## Start Given data

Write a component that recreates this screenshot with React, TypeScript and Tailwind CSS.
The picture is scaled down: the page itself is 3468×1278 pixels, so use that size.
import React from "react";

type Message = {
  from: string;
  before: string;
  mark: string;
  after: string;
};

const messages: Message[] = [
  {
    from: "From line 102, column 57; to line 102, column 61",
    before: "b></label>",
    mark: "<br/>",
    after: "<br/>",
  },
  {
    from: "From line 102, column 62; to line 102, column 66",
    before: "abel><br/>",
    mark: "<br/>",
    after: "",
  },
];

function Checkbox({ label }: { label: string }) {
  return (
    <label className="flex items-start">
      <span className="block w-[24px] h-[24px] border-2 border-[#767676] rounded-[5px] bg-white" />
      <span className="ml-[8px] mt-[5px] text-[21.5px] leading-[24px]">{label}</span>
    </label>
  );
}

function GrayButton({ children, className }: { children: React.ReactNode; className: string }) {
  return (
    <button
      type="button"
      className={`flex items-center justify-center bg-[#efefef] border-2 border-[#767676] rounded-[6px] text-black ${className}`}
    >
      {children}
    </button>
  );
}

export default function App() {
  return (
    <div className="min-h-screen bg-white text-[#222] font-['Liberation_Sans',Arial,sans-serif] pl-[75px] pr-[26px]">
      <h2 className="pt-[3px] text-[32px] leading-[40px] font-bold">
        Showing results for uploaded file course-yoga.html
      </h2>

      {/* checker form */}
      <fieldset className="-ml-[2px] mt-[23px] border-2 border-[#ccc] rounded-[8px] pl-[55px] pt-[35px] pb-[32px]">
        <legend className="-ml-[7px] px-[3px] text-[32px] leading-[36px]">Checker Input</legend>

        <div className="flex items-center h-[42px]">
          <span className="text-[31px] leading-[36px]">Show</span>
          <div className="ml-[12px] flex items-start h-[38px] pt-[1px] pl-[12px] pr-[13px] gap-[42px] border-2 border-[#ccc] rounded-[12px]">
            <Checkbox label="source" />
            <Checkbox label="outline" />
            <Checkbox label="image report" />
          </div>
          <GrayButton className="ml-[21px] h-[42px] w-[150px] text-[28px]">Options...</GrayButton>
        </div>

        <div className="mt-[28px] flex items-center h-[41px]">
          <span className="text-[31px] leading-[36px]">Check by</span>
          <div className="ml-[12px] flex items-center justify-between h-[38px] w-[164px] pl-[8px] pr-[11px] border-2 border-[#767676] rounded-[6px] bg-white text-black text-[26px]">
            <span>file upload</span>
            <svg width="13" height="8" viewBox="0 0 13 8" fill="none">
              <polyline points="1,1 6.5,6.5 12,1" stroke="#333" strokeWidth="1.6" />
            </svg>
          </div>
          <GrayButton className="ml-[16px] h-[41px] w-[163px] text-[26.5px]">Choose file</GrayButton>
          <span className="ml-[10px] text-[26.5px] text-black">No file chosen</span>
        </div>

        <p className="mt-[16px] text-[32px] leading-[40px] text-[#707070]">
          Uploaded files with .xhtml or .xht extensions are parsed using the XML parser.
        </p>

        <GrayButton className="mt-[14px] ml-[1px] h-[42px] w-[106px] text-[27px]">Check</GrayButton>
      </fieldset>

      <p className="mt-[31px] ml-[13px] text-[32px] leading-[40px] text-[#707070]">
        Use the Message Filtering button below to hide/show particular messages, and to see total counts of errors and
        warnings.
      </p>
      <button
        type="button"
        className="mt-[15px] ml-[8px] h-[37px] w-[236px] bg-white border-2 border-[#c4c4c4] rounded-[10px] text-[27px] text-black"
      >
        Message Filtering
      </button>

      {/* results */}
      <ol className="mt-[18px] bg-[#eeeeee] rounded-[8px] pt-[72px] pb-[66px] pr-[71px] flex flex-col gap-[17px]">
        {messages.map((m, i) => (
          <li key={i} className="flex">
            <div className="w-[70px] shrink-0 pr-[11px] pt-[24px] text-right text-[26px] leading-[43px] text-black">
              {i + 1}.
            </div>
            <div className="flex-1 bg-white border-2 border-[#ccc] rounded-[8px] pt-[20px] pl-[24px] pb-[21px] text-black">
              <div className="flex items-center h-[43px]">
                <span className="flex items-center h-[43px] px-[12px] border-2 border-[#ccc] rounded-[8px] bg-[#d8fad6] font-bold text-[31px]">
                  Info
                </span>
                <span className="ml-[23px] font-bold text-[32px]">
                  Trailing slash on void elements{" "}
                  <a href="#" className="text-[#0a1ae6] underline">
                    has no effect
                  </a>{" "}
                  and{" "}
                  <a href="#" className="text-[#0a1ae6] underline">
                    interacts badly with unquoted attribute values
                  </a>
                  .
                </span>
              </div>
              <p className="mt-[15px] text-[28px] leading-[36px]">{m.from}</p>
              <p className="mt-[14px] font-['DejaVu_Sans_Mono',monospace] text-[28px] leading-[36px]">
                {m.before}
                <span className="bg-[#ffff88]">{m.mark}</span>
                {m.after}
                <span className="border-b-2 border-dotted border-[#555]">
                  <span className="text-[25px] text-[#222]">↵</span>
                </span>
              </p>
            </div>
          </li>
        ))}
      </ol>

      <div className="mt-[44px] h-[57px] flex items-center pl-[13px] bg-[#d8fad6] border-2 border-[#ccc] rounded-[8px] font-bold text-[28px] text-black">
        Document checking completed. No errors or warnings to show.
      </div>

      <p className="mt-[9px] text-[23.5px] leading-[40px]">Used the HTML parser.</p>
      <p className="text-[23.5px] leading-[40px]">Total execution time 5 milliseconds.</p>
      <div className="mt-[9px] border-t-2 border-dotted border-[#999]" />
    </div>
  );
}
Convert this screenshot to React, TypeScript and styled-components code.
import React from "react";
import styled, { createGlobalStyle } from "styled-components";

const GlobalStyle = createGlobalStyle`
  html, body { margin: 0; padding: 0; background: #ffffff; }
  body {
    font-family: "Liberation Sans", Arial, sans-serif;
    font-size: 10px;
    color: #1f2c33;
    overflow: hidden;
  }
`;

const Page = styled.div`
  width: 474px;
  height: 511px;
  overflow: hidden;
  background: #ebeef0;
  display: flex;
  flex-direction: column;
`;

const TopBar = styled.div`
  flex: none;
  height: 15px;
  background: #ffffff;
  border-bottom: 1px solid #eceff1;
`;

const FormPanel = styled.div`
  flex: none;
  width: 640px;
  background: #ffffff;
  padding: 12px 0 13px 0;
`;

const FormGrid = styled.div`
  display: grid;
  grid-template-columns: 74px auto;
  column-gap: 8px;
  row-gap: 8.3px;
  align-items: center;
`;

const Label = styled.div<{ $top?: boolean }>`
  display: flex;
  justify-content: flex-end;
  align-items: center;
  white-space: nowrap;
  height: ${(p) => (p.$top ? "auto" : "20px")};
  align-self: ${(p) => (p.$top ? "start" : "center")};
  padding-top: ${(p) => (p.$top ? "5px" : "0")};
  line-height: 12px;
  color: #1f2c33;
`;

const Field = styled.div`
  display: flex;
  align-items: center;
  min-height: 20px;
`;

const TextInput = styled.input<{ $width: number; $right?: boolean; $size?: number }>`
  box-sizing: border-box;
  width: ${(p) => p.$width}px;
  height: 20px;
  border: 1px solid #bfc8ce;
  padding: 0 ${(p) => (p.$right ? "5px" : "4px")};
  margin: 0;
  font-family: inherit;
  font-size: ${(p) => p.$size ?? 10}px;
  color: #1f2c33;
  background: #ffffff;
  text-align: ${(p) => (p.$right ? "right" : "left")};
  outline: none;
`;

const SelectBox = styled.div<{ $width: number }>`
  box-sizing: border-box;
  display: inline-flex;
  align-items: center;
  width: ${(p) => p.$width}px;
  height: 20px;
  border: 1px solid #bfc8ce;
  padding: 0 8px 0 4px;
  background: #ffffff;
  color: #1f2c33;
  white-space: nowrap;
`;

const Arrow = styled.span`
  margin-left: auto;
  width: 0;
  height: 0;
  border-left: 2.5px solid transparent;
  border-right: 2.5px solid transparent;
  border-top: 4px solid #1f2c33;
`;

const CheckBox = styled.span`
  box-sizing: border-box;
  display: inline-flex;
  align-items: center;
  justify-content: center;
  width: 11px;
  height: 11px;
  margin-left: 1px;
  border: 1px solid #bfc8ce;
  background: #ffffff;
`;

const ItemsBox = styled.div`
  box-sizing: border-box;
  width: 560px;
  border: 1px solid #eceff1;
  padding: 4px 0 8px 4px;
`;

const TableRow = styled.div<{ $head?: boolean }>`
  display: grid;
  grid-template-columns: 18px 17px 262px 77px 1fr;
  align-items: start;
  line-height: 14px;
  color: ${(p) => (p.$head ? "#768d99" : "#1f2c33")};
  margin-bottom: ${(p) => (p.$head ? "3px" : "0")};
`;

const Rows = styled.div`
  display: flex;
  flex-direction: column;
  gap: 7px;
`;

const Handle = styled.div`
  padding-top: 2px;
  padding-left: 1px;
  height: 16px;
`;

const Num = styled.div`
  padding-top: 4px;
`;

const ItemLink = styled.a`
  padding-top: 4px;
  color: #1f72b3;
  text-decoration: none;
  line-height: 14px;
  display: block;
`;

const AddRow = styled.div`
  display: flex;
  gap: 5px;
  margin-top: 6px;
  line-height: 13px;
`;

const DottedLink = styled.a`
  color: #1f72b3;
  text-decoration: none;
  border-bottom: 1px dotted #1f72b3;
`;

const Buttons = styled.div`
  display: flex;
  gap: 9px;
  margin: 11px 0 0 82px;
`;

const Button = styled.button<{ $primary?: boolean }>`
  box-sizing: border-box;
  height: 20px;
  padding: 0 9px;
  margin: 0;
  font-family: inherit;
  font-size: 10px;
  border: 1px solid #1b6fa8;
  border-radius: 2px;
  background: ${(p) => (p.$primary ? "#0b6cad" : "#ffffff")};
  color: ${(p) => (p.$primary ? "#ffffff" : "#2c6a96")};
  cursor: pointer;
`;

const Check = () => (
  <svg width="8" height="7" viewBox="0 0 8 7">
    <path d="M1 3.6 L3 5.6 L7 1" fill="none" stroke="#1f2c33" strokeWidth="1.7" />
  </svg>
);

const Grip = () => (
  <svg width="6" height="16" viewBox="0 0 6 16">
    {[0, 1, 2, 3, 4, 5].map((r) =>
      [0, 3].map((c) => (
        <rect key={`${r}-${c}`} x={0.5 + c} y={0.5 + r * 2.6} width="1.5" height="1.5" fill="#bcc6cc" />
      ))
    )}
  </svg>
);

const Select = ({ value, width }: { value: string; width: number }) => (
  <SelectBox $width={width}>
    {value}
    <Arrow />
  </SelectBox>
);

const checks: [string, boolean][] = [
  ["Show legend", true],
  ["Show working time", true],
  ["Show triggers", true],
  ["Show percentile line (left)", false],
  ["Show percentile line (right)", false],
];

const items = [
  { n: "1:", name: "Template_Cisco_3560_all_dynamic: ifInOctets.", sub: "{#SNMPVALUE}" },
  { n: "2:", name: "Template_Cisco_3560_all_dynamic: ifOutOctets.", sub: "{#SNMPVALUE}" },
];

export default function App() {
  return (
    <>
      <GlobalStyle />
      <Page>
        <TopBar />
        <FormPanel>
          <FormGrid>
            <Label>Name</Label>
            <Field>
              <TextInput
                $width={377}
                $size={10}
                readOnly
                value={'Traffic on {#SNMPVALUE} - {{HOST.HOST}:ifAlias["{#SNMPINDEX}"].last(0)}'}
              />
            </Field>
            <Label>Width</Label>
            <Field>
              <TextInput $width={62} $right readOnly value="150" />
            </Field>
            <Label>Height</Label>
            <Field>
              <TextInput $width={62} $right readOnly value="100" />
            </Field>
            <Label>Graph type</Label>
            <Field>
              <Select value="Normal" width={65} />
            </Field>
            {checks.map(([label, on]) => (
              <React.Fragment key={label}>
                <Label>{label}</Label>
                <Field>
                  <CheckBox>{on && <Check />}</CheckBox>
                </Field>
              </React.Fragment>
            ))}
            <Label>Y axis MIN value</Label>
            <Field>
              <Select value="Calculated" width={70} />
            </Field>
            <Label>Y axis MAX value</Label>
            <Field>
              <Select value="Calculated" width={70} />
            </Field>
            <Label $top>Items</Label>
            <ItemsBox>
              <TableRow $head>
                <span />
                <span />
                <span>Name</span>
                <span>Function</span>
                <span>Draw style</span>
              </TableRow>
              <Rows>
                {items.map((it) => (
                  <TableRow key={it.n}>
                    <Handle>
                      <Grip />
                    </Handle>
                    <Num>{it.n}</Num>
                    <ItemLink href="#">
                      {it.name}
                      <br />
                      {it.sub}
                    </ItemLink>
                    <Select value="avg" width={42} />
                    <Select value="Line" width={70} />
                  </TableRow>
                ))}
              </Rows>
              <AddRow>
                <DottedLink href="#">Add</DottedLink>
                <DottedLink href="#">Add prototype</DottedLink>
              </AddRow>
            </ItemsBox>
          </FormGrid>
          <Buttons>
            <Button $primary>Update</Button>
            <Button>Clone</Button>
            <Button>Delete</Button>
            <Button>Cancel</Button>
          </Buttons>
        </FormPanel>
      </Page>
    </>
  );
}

## End Given data

Look through the material and copy each line that has "TypeScript".

__Answer to this exercise__:
Write a component that recreates this screenshot with React, TypeScript and Tailwind CSS.
Convert this screenshot to React, TypeScript and styled-components code.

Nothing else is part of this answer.